Challenge - Only lines with the word "React" are needed; collect each of them from the listing below.
Start of Entries provided
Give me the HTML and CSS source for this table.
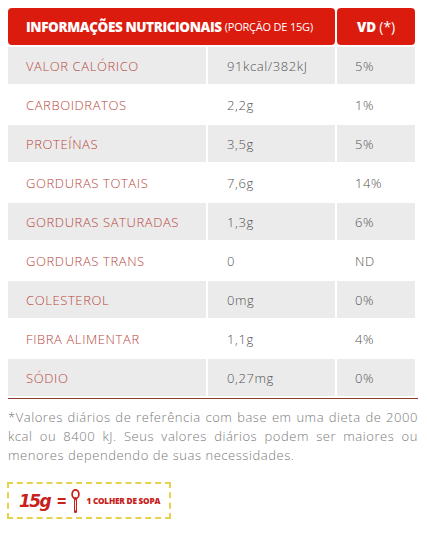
FILE: index.html
```html
<!DOCTYPE html>
<html lang="pt-BR">
<head>
<meta charset="utf-8">
<link rel="stylesheet" href="styles.css">
</head>
<body>
<div class="page">
  <div class="table">
    <div class="th th-main"><span class="th-bold">INFORMAÇÕES NUTRICIONAIS</span> <span class="th-small">(PORÇÃO DE 15G)</span></div>
    <div class="th th-vd">VD <span class="th-ast">(*)</span></div>

    <div class="td lbl g">VALOR CALÓRICO</div><div class="td val g">91kcal/382kJ</div><div class="td vd g">5%</div>
    <div class="td lbl">CARBOIDRATOS</div><div class="td val">2,2g</div><div class="td vd">1%</div>
    <div class="td lbl g">PROTEÍNAS</div><div class="td val g">3,5g</div><div class="td vd g">5%</div>
    <div class="td lbl">GORDURAS TOTAIS</div><div class="td val">7,6g</div><div class="td vd">14%</div>
    <div class="td lbl g">GORDURAS SATURADAS</div><div class="td val g">1,3g</div><div class="td vd g">6%</div>
    <div class="td lbl">GORDURAS TRANS</div><div class="td val">0</div><div class="td vd">ND</div>
    <div class="td lbl g">COLESTEROL</div><div class="td val g">0mg</div><div class="td vd g">0%</div>
    <div class="td lbl">FIBRA ALIMENTAR</div><div class="td val">1,1g</div><div class="td vd">4%</div>
    <div class="td lbl g">SÓDIO</div><div class="td val g">0,27mg</div><div class="td vd g">0%</div>
  </div>
  <div class="rule"></div>
  <p class="note">*Valores diários de referência com base em uma dieta de 2000 kcal ou 8400 kJ. Seus valores diários podem ser maiores ou menores dependendo de suas necessidades.</p>
  <div class="badge">
    <span class="b-g">15g</span>
    <span class="b-eq">=</span>
    <svg class="spoon" width="9" height="24" viewBox="0 0 9 24">
      <ellipse cx="4.5" cy="5.2" rx="3.4" ry="4.4" fill="none" stroke="#c8211b" stroke-width="1.7"/>
      <path d="M4.5 9.6 L4.5 22.6" stroke="#c8211b" stroke-width="3" stroke-linecap="round"/>
      <path d="M4.5 11.5 L4.5 21" stroke="#fff" stroke-width="0.9" stroke-linecap="round"/>
    </svg>
    <span class="b-txt">1 COLHER DE SOPA</span>
  </div>
</div>
</body>
</html>
```

FILE: styles.css
```css
html, body {
  margin: 0;
  padding: 0;
  background: #ffffff;
}
body {
  font-family: "Open Sans", "DejaVu Sans", sans-serif;
}
.page {
  padding: 8px 9px 0 8px;
}
.table {
  display: grid;
  grid-template-columns: 198px 127px 78px;
  grid-auto-rows: 37px;
  column-gap: 2px;
  row-gap: 2px;
}
.th {
  background: #dc1b0f;
  color: #fff;
  border-radius: 4px;
  display: flex;
  align-items: center;
}
.th-main {
  grid-column: 1 / span 2;
  padding-left: 18px;
  white-space: nowrap;
}
.th-bold {
  font-weight: 800;
  font-size: 13.5px;
  letter-spacing: -0.4px;
}
.th-small {
  font-weight: 400;
  font-size: 11px;
  letter-spacing: -0.2px;
  margin-left: 3px;
}
.th-vd {
  padding-left: 20px;
  font-weight: 800;
  font-size: 13.5px;
}
.th-ast {
  font-weight: 400;
  font-size: 14px;
  margin-left: 3px;
}
.td {
  display: flex;
  align-items: center;
  font-size: 13px;
  font-weight: 300;
  letter-spacing: 0.6px;
}
.g {
  background: #ebebeb;
}
.lbl {
  padding-left: 18px;
  color: #b8463d;
}
.val {
  padding-left: 19px;
  color: #555;
}
.vd {
  padding-left: 18px;
  color: #555;
}
.rule {
  height: 1px;
  background: #8c3a2c;
  margin-top: 2px;
  width: 410px;
}
.note {
  margin: 9px 0 0 0;
  color: #7a7a7a;
  font-size: 13px;
  font-weight: 300;
  letter-spacing: 0.55px;
  line-height: 19px;
  text-align: justify;
  width: 410px;
}
.badge {
  margin-top: 17px;
  margin-left: -1px;
  width: 164px;
  height: 37px;
  box-sizing: border-box;
  border: 2px dashed #e6d24d;
  display: flex;
  align-items: center;
  padding-left: 10px;
  color: #c8211b;
  white-space: nowrap;
}
.b-g {
  font-family: "DejaVu Sans", sans-serif;
  font-style: italic;
  font-weight: 700;
  font-size: 17px;
  letter-spacing: -1.6px;
}
.b-eq {
  font-weight: 800;
  font-size: 16px;
  margin-left: 7px;
}
.spoon {
  margin-left: 5px;
  flex-shrink: 0;
}
.b-txt {
  font-weight: 800;
  font-size: 8.2px;
  margin-left: 6px;
  letter-spacing: -0.2px;
}
```
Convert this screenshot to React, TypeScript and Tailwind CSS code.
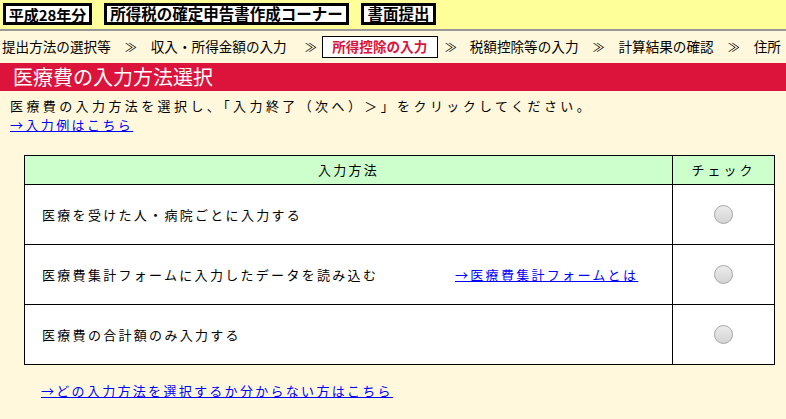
import React from "react";

const font = { fontFamily: '"Noto Sans CJK JP", "Noto Sans", sans-serif' };

function Radio() {
  return (
    <div className="mx-auto h-[19px] w-[19px] rounded-full border border-[#a8a8a8] bg-gradient-to-b from-[#ececec] to-[#d4d4d4]" />
  );
}

function Sep() {
  return <span className="mx-[14px] shrink-0 text-[12px]">≫</span>;
}

export default function App() {
  return (
    <div
      className="min-h-[419px] w-[786px] overflow-hidden bg-[#fff8dc] text-black"
      style={font}
    >
      {/* top bar */}
      <div className="flex h-[29px] items-start gap-[12px] bg-[#ffff99] pl-[3px] pt-[3px]">
        <div className="flex h-[22px] w-[89px] shrink-0 items-center justify-center border-[3px] border-black bg-white text-[15px] font-bold leading-none">
          平成28年分
        </div>
        <div className="flex h-[22px] w-[245px] shrink-0 items-center justify-center border-[3px] border-black bg-white text-[15.5px] font-bold leading-none">
          所得税の確定申告書作成コーナー
        </div>
        <div className="flex h-[22px] w-[75px] shrink-0 items-center justify-center border-[3px] border-black bg-white text-[15.5px] font-bold leading-none">
          書面提出
        </div>
      </div>
      <div className="h-[2px] bg-[#999999]" />

      {/* breadcrumb */}
      <div className="flex h-[32px] items-center overflow-hidden whitespace-nowrap pl-[2px] text-[13.6px] leading-none">
        <span className="shrink-0">提出方法の選択等</span>
        <Sep />
        <span className="shrink-0">収入・所得金額の入力</span>
        <span className="ml-[18px] mr-[5px] shrink-0 text-[12px]">≫</span>
        <span className="flex h-[22px] w-[116px] shrink-0 items-center justify-center border border-black bg-white font-bold text-[#dc143c]">
          所得控除の入力
        </span>
        <span className="ml-[7px] mr-[13px] shrink-0 text-[12px]">≫</span>
        <span className="shrink-0">税額控除等の入力</span>
        <Sep />
        <span className="shrink-0">計算結果の確認</span>
        <Sep />
        <span className="shrink-0">住所</span>
      </div>

      {/* heading */}
      <div className="flex h-[28px] items-center bg-[#dc143c] pl-[13px] text-[20px] leading-none text-white">
        医療費の入力方法選択
      </div>

      {/* description */}
      <div className="pl-[10px] pt-[5px] text-[13px] leading-[19px]">
        <div className="tracking-[3.4px]">
          医療費の入力方法を選択し、「入力終了（次へ）＞」をクリックしてください。
        </div>
        <a href="#" className="tracking-[2.4px] text-[#0000ff] underline">
          →入力例はこちら
        </a>
      </div>

      {/* table */}
      <div className="ml-[24px] mt-[21px] w-[750px]">
        <table className="w-[750px] table-fixed border-collapse border border-black text-[13px] tracking-[2.3px]">
          <colgroup>
            <col className="w-[648px]" />
            <col className="w-[102px]" />
          </colgroup>
          <thead>
            <tr className="h-[29px] bg-[#ccffcc]">
              <th className="border border-black text-center font-normal">入力方法</th>
              <th className="border border-black text-center font-normal tracking-[3px]">チェック</th>
            </tr>
          </thead>
          <tbody className="bg-white">
            <tr className="h-[60px]">
              <td className="border border-black pl-[17px]">医療を受けた人・病院ごとに入力する</td>
              <td className="border border-black">
                <Radio />
              </td>
            </tr>
            <tr className="h-[60px]">
              <td className="border border-black pl-[17px]">
                <div className="flex">
                  <span className="w-[413px] shrink-0">医療費集計フォームに入力したデータを読み込む</span>
                  <a href="#" className="text-[#0000ff] underline">
                    →医療費集計フォームとは
                  </a>
                </div>
              </td>
              <td className="border border-black">
                <Radio />
              </td>
            </tr>
            <tr className="h-[60px]">
              <td className="border border-black pl-[17px]">医療費の合計額のみ入力する</td>
              <td className="border border-black">
                <Radio />
              </td>
            </tr>
          </tbody>
        </table>
      </div>

      {/* bottom link */}
      <div className="pl-[41px] pt-[16px] text-[13px] tracking-[2.3px]">
        <a href="#" className="text-[#0000ff] underline">
          →どの入力方法を選択するか分からない方はこちら
        </a>
      </div>
    </div>
  );
}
End of Entries provided
Completed task -
Convert this screenshot to React, TypeScript and Tailwind CSS code.
import React from "react";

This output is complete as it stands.